平成エンタメ研究所

最近は政治ブログのようになって来ました。世を憂う日々。悪くなっていく社会にひと言。

天地人 第45回「大坂の陣へ」

2009年11月10日 | 大河ドラマ・時代劇
 「大坂の陣へ」

 景勝(北村一輝)は亡き謙信について、仙桃院(高島礼子)にこう評した。
 「死を怖れず、潔く、弱きを助けた人」。
 謙信と比べておのれの不甲斐なさを嘆いている景勝。
 彼は自分のことを先程言ったことの裏返しで
 「死を怖れ、潔くなく、弱きを見捨てた人間」と見ている。
 確かに景勝は身を守るために弱き豊臣家を見捨ててますからね。
 自分は謙信公と比べて駄目な人間だと思うのは当然といえば当然。

 でもまあ、僕はそれは仕方がないと思うのですよ。
 景勝の時代は群雄割拠の謙信の時代とは違う。
 天下の大勢は決まり、歯向かえば滅ぼされる時代。
 そんな情況で滅びの道に進むのは愚か。
 人間、どんなきれいごとより生きることが大事だと思うから。

 もちろん、毛利輝元(中尾彬)が語ったように関ヶ原など逆転のターニングポイントはあった。
 だが、それを活かせなかったのはやはり景勝の力量不足。
 謙信だったら西軍の毛利のような立場で絶大な求心力を持てたかもしれないし。

 仙桃院は景勝のことを「謙信公を越えた」と言ったが、それは間違いですね。
 力量が劣っていたが、何とか上杉を生き残る所まで持っていったというのが正しい景勝の評価でしょう。
 だから仙桃院には「劣っていたが、上杉を生き残らせたのはそなたのおかげ」と言わせるべき。
 この点、この作品の作家はウソをついて誤魔化している。
 大河ドラマの爽快さということにこだわったのだろうが、<歴史の大きな流れの中で何とか生き残った人物>というあまり英雄とは言えない人物が描かれてもよかったのではないか。

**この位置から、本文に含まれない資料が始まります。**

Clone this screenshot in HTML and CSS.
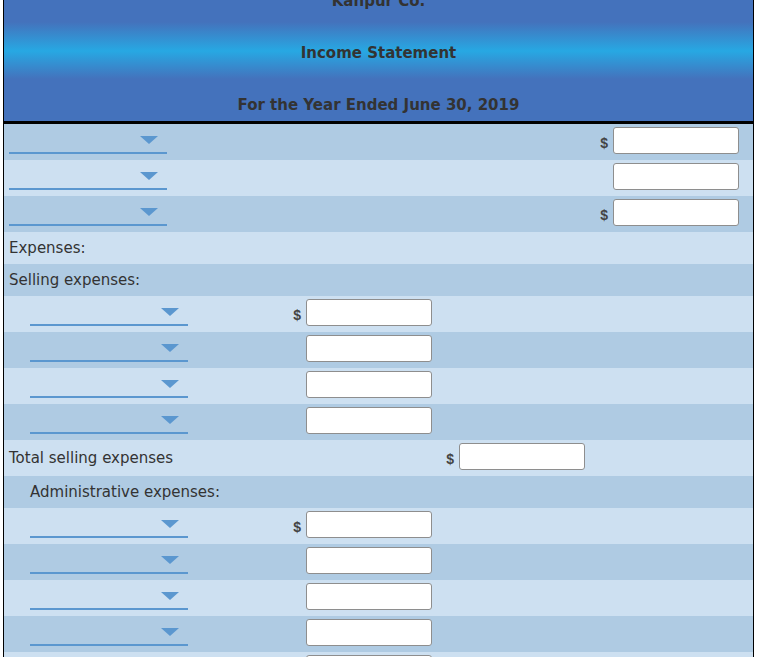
FILE: index.html
```html
<!DOCTYPE html>
<html>
<head>
<meta charset="utf-8">
<title>Income Statement</title>
<link rel="stylesheet" href="styles.css">
</head>
<body>
<div class="sheet">
  <div class="head">
    <div class="titles">
      <div class="title">Kanpur Co.</div>
      <div class="title">Income Statement</div>
      <div class="title">For the Year Ended June 30, 2019</div>
    </div>
  </div>
  <div class="rows">
    <div class="row">
      <div class="label"><div class="select"><span class="tri"></span></div></div>
      <div class="cell"></div><div class="cell"></div>
      <div class="cell"><span class="dollar">$</span><input class="amt" type="text"></div>
    </div>
    <div class="row">
      <div class="label"><div class="select"><span class="tri"></span></div></div>
      <div class="cell"></div><div class="cell"></div>
      <div class="cell"><input class="amt" type="text"></div>
    </div>
    <div class="row">
      <div class="label"><div class="select"><span class="tri"></span></div></div>
      <div class="cell"></div><div class="cell"></div>
      <div class="cell"><span class="dollar">$</span><input class="amt" type="text"></div>
    </div>
    <div class="row short">
      <div class="label"><span class="text">Expenses:</span></div>
    </div>
    <div class="row short">
      <div class="label"><span class="text">Selling expenses:</span></div>
    </div>
    <div class="row">
      <div class="label indent"><div class="select"><span class="tri"></span></div></div>
      <div class="cell"><span class="dollar">$</span><input class="amt" type="text"></div>
    </div>
    <div class="row">
      <div class="label indent"><div class="select"><span class="tri"></span></div></div>
      <div class="cell"><input class="amt" type="text"></div>
    </div>
    <div class="row">
      <div class="label indent"><div class="select"><span class="tri"></span></div></div>
      <div class="cell"><input class="amt" type="text"></div>
    </div>
    <div class="row">
      <div class="label indent"><div class="select"><span class="tri"></span></div></div>
      <div class="cell"><input class="amt" type="text"></div>
    </div>
    <div class="row">
      <div class="label"><span class="text">Total selling expenses</span></div>
      <div class="cell"></div>
      <div class="cell"><span class="dollar">$</span><input class="amt" type="text"></div>
    </div>
    <div class="row short">
      <div class="label indent"><span class="text">Administrative expenses:</span></div>
    </div>
    <div class="row">
      <div class="label indent"><div class="select"><span class="tri"></span></div></div>
      <div class="cell"><span class="dollar">$</span><input class="amt" type="text"></div>
    </div>
    <div class="row">
      <div class="label indent"><div class="select"><span class="tri"></span></div></div>
      <div class="cell"><input class="amt" type="text"></div>
    </div>
    <div class="row">
      <div class="label indent"><div class="select"><span class="tri"></span></div></div>
      <div class="cell"><input class="amt" type="text"></div>
    </div>
    <div class="row">
      <div class="label indent"><div class="select"><span class="tri"></span></div></div>
      <div class="cell"><input class="amt" type="text"></div>
    </div>
    <div class="row">
      <div class="label indent"><div class="select"><span class="tri"></span></div></div>
      <div class="cell"><input class="amt" type="text"></div>
    </div>
  </div>
</div>
</body>
</html>
```
FILE: styles.css
```css
html, body {
  margin: 0;
  padding: 0;
  background: #ffffff;
}

body {
  font-family: "DejaVu Sans", Verdana, sans-serif;
  color: #333333;
  overflow: hidden;
}

.sheet {
  margin-left: 3px;
  width: 751px;
  box-sizing: border-box;
  border-left: 1px solid #000;
  border-right: 1px solid #000;
}

.head {
  height: 121px;
  overflow: hidden;
  border-bottom: 3px solid #000;
  background: linear-gradient(to bottom,
    #4472bc 0px,
    #4472bc 22px,
    #27a8e3 51px,
    #4472bc 79px,
    #4472bc 121px);
}

.titles {
  margin-top: -25px;
  display: flex;
  flex-direction: column;
}

.title {
  height: 52px;
  line-height: 52px;
  text-align: center;
  font-weight: bold;
  font-size: 15px;
  color: #333333;
}

.rows {
  display: flex;
  flex-direction: column;
}

.row {
  display: grid;
  grid-template-columns: 1fr 153px 153px 154px;
  padding-right: 14px;
  height: 36px;
  box-sizing: border-box;
}

.row.short {
  height: 32px;
}

.row:nth-child(odd) {
  background: #afcbe3;
}

.row:nth-child(even) {
  background: #cde0f1;
}

.label {
  display: flex;
  align-items: center;
  padding-left: 5px;
  white-space: nowrap;
}

.label.indent {
  padding-left: 26px;
}

.text {
  font-size: 15px;
  color: #333333;
}

.select {
  align-self: flex-end;
  margin-bottom: 6px;
  width: 149px;
  height: 16px;
  border-bottom: 2px solid #5b97cf;
  display: flex;
  justify-content: flex-end;
  align-items: flex-start;
  padding-right: 9px;
  box-sizing: content-box;
}

.tri {
  width: 0;
  height: 0;
  border-left: 9px solid transparent;
  border-right: 9px solid transparent;
  border-top: 8px solid #5b97cf;
}

.cell {
  display: flex;
  justify-content: flex-end;
  align-items: flex-start;
  gap: 5px;
}

.dollar {
  font-family: "Liberation Sans", Arial, sans-serif;
  font-weight: bold;
  font-size: 14px;
  color: #444444;
  margin-top: 12px;
  line-height: 15px;
}

.amt {
  margin: 3px 0 0 0;
  width: 126px;
  height: 27px;
  box-sizing: border-box;
  border: 1px solid #8e8e8e;
  border-radius: 3px;
  background: #ffffff;
  padding: 0 4px;
  font-size: 13px;
  outline: none;
}
```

 ただ今回評価するのは、豊臣攻めをきれいごとにしなかったこと。
 <豊臣攻めこそ義><世の中の安寧のための行為>みたいな論理を展開していたら、これはひどい。
 あくまで大坂の陣は家康に屈した情けなさ、悔しさの中で行われなけばならない。
 当たり前といえば当たり前のことなのだが、この作品には何事も<義>で正当化してしまう所があり得ますからね。さすがにそこまでしなかったかという感じ。

 ところで兼続(妻夫木聡)。
 もみじの家臣がまた出て来ましたね。
 <一身を賭けて幹を守る>。
 確かに兼続は上杉家という幹を守ってきた。
 この点では兼続のキャラクターはブレていませんでした。